Además de las manifestaciones que todavía siguen recorriendo ciudades de todo el mundo, se ha desatado una especie de persecución histórica que no tiene el menor sentido. Ante las acusaciones de racismo, la plataforma HBO retiró Lo que el viento se llevó de su cartelera, advirtiendo después de que la repondría con un aviso explícito sobre su contenido. Esa es una película grande, una película que retrata como pocas el mundo clasista y racista de un Estado del Sur durante la guerra civil y la posterior reconstrucción. Evidentemente canta con añoranza aquel tiempo perdido en que los ricos blancos eran muy felices y sus sirvientes negros también, pues cada uno había nacido para una cosa. ¿Hay que prohibir la película, hay que prohibir a Vargas Llosa por otros motivos? Sería una barbaridad, un disparate, algo impropio de países desarrollados, libres y justos. No hay mejor manera de analizar al fascismo español que leer los infumables libros de Comín Colomer, Arrarás, el padre Tusquets o Francisco Casares, nada como leer el ABC, Ya Arriba. No hay tampoco mejor forma de saber qué pensaban, sentían y sienten los racistas yanquis que ver Lo que el viento se llevó, una película de excelente factura que iba a dirigir Georges Cukor y terminó realizando Víctor Fleming. Del mismo modo que es valiosísimo el gran cine del Oeste, una de mis pasiones, para saber cómo se ha conformado el pensamiento colectivo de esa nación llena de migrantes en busca de la quimera del oro. El Wéstern es la historia de un país hecho a balazos contra todo y contra todos que alcanza cotas magistrales en películas como Centauros del Desierto de Ford, Duelo al Sol de Vidor o Río Bravo de Hawks. Hay en ellas épica excesiva en muchos casos, hay supremacismo blanco en otras y darwinismo social en las más. Pero ese tiempo fue así, muy parecido a como lo cuentan y esos son los valores que quisieron inculcar en su gente. No se trata de no verlo, se trata de apreciarlo en lo mucho que vale, con todo el espíritu crítico del mundo, sabiendo lo que uno ve y en qué contexto fue hecho. Lo que toca ahora no es prohibir nada, sino ver, aprender y luchar para que lo malo, lo ruin, lo miserable no vuelva a servir de modelo de comportamiento individual ni colectivo.

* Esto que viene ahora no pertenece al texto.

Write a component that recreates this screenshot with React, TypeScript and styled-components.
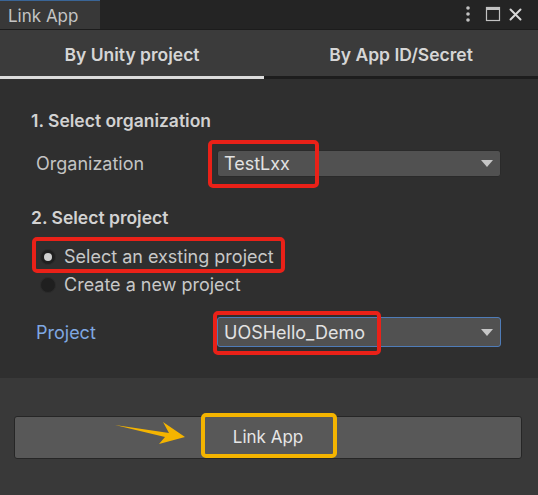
import styled, { createGlobalStyle } from "styled-components";

const GlobalStyle = createGlobalStyle`
  html, body {
    margin: 0;
    padding: 0;
    background: #2e2e2e;
  }
  * { box-sizing: border-box; }
`;

const Window = styled.div`
  width: 538px;
  height: 495px;
  display: flex;
  flex-direction: column;
  font-family: Inter, "Noto Sans", "Liberation Sans", sans-serif;
  color: #c8c8c8;
  overflow: hidden;
`;

const TitleBar = styled.div`
  height: 30px;
  display: flex;
  align-items: flex-end;
  background: #242424;
  border-bottom: 1px solid #1c1c1c;
`;

const TitleTab = styled.div`
  width: 100px;
  height: 30px;
  padding: 2px 0 0 8px;
  background: #383838;
  border-top: 2px solid #3a6596;
  font-size: 17px;
  line-height: 26px;
  color: #c4c4c4;
`;

const WindowControls = styled.div`
  margin-left: auto;
  height: 30px;
  display: flex;
  align-items: center;
  gap: 8px;
  padding-right: 16px;
  color: #c2c2c2;
`;

const TabBar = styled.div`
  height: 49px;
  display: grid;
  grid-template-columns: 264px 1fr;
  background: #3b3b3b;
`;

const Tab = styled.div<{ $active?: boolean }>`
  display: flex;
  align-items: center;
  justify-content: center;
  padding-top: 2px;
  font-size: 17.5px;
  font-weight: 600;
  color: #d6d6d6;
  border-bottom: 3px solid ${(p) => (p.$active ? "#dcdcdc" : "#1d1d1d")};
`;

const Content = styled.div`
  flex: 1;
  background: #2f2f2f;
  padding: 31px 37px 0 31px;
  display: flex;
  flex-direction: column;
`;

const SectionTitle = styled.div<{ $gap: number }>`
  font-size: 17.5px;
  font-weight: 600;
  line-height: 22px;
  color: #d2d2d2;
  margin-bottom: ${(p) => p.$gap}px;
`;

const FieldRow = styled.div<{ $mb: number }>`
  display: grid;
  grid-template-columns: 181px 1fr;
  align-items: center;
  padding-left: 5px;
  margin-bottom: ${(p) => p.$mb}px;
`;

const FieldLabel = styled.div<{ $focused?: boolean }>`
  font-size: 18px;
  color: ${(p) => (p.$focused ? "#7fa8e2" : "#c4c4c4")};
`;

const Dropdown = styled.div<{ $focused?: boolean }>`
  position: relative;
  height: ${(p) => (p.$focused ? 30 : 27)}px;
  display: flex;
  align-items: center;
  padding: 0 7px 0 6px;
  background: #515151;
  border: 1px solid ${(p) => (p.$focused ? "#4f7cb8" : "#2a2a2a")};
  border-radius: 3px;
  font-size: 18px;
  color: #e2e2e2;
`;

const Caret = styled.span`
  margin-left: auto;
  width: 0;
  height: 0;
  border-left: 6px solid transparent;
  border-right: 6px solid transparent;
  border-top: 7px solid #c6c6c6;
`;

const RadioRow = styled.label<{ $mb: number }>`
  position: relative;
  display: flex;
  align-items: center;
  gap: 8px;
  height: 27px;
  padding-left: 9px;
  margin-bottom: ${(p) => p.$mb}px;
  font-size: 18px;
  color: #c8c8c8;
`;

const RadioDot = styled.span<{ $checked?: boolean }>`
  width: 16px;
  height: 16px;
  border-radius: 50%;
  background: #1f1f1f;
  border: 1px solid #2b2b2b;
  display: flex;
  align-items: center;
  justify-content: center;
  &::after {
    content: "";
    width: 8px;
    height: 8px;
    border-radius: 50%;
    background: ${(p) => (p.$checked ? "#cfcfcf" : "transparent")};
  }
`;

const Highlight = styled.span<{ $top: number; $left: number; $w: number; $h: number; $color: string }>`
  position: absolute;
  top: ${(p) => p.$top}px;
  left: ${(p) => p.$left}px;
  width: ${(p) => p.$w}px;
  height: ${(p) => p.$h}px;
  border: 4px solid ${(p) => p.$color};
  border-radius: 5px;
  pointer-events: none;
`;

const Footer = styled.div`
  height: 117px;
  background: #393939;
  padding: 38px 16px 0 14px;
`;

const LinkButton = styled.button`
  position: relative;
  width: 100%;
  height: 43px;
  background: #585858;
  border: 1px solid #262626;
  border-radius: 3px;
  font-family: inherit;
  font-size: 17px;
  color: #e6e6e6;
  display: flex;
  align-items: center;
  justify-content: center;
  padding: 0 0 2px;
`;

const Arrow = styled.svg`
  position: absolute;
  left: 100px;
  top: 3px;
`;

function App() {
  return (
    <>
      <GlobalStyle />
      <Window>
        <TitleBar>
          <TitleTab>Link App</TitleTab>
          <WindowControls>
            <svg width="6" height="18" viewBox="0 0 6 18">
              <circle cx="3" cy="3" r="1.8" fill="currentColor" />
              <circle cx="3" cy="9" r="1.8" fill="currentColor" />
              <circle cx="3" cy="15" r="1.8" fill="currentColor" />
            </svg>
            <svg width="16" height="16" viewBox="0 0 16 16" style={{ marginLeft: 6 }}>
              <rect x="1.5" y="1.5" width="13" height="13" fill="none" stroke="currentColor" strokeWidth="1.2" />
              <rect x="1.5" y="1.5" width="13" height="2.5" fill="currentColor" />
            </svg>
            <svg width="13" height="13" viewBox="0 0 13 13">
              <path d="M1.5 1.5 L11.5 11.5 M11.5 1.5 L1.5 11.5" stroke="#d8d8d8" strokeWidth="2" strokeLinecap="round" />
            </svg>
          </WindowControls>
        </TitleBar>

        <TabBar>
          <Tab $active>By Unity project</Tab>
          <Tab>By App ID/Secret</Tab>
        </TabBar>

        <Content>
          <SectionTitle $gap={18}>1. Select organization</SectionTitle>
          <FieldRow $mb={30}>
            <FieldLabel>Organization</FieldLabel>
            <Dropdown>
              TestLxx
              <Caret />
              <Highlight $top={-11} $left={-10} $w={111} $h={48} $color="#ea2118" />
            </Dropdown>
          </FieldRow>

          <SectionTitle $gap={14}>2. Select project</SectionTitle>
          <RadioRow $mb={1}>
            <RadioDot $checked />
            Select an exsting project
            <Highlight $top={-6} $left={1} $w={253} $h={36} $color="#ea2118" />
          </RadioRow>
          <RadioRow $mb={19}>
            <RadioDot />
            Create a new project
          </RadioRow>

          <FieldRow $mb={0}>
            <FieldLabel $focused>Project</FieldLabel>
            <Dropdown $focused>
              UOSHello_Demo
              <Caret />
              <Highlight $top={-7} $left={-5} $w={168} $h={44} $color="#ea2118" />
            </Dropdown>
          </FieldRow>
        </Content>

        <Footer>
          <LinkButton>
            <Arrow width="72" height="26" viewBox="0 0 72 26">
              <path d="M0 5 L54 13 L48 2 L70 17 L44 24 L50 17 Z" fill="#f4b400" />
            </Arrow>
            Link App
            <Highlight $top={-4} $left={186} $w={136} $h={45} $color="#f4b400" />
          </LinkButton>
        </Footer>
      </Window>
    </>
  );
}

export default App;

Lo mismo que ha pasado con el cine, sucede con determinados personajes históricos juzgados con los valores de hoy. La democracia no comienza a tomar forma hasta la revolución francesa cuando se establecen principios y valores que se plasman en la Declaración de Derechos del Hombre y del Ciudadano de 1789, ampliada cuatro años después. Es a partir de ahí cuando se empieza a construir el edificio de la democracia, cuando se principia a valorar al hombre como sujeto de derechos inalienables, cuando se ponen las bases para que las conductas esclavistas, racistas, explotadoras, corruptas, nepotistas, excluyentes sean severamente criticadas por los filósofos y, más tarde, por amplias capas de la sociedad. Juzgar hoy a Colón con los parámetros democráticos más exhaustivos cuando todos somos testigos del brutal ataque que está sufriendo la democracia actualmente por los grandes poderes económicos globales y por la deserción de los de abajo, es cuanto menos un disparate que nos puede llevar a prohibir los lienzos de Rubens por misóginos, los de Velázquez por monárquicos o los de Caravaggio por contrarreformistas.

Juzgar a Isabel de Castilla y Fernando de Aragón fuera de contexto y de manera simplista, nos puede llevar a borrar la historia del mismo modo que en otro tiempo llevó a su absoluta manipulación. En su contexto, los Reyes Católicos fueron los primeros en someter a la nobleza y poner las bases del Estado Absolutista, que fue un avance respecto a la monarquía feudal. Desde luego no fueron demócratas ni creyeron en el Estado del Bienestar ni en la División de Poderes.

El arte, en todas sus dimensiones, ha estado secularmente ligado al poder, a la iglesia católica, a la protestante, a la nobleza, a la banca, a quienes tenían dinero porque los pintores, escultores, arquitectos, poetas, filósofos y músicos querían comer y, de ser posible, vivir bien, cosa que la inmensa mayoría no conseguía. Borrar la historia no es en ningún caso el camino, el camino es conocerla, estudiarla y difundirla, mucho más en un tiempo en el que los valores democráticos que tanto han costado conseguir están siendo fieramente atacados por una ultraderecha mundial mimada por los poderes económicos que crece en los vacíos que deja la violación constante de los derechos humanos esenciales y en la dejación de funciones de los gobiernos democráticos para combatir con extrema contundencia cualquier formación, manifestación o reivindicación fascista. No se dan armas democráticas a quien quiere destruir la democracia.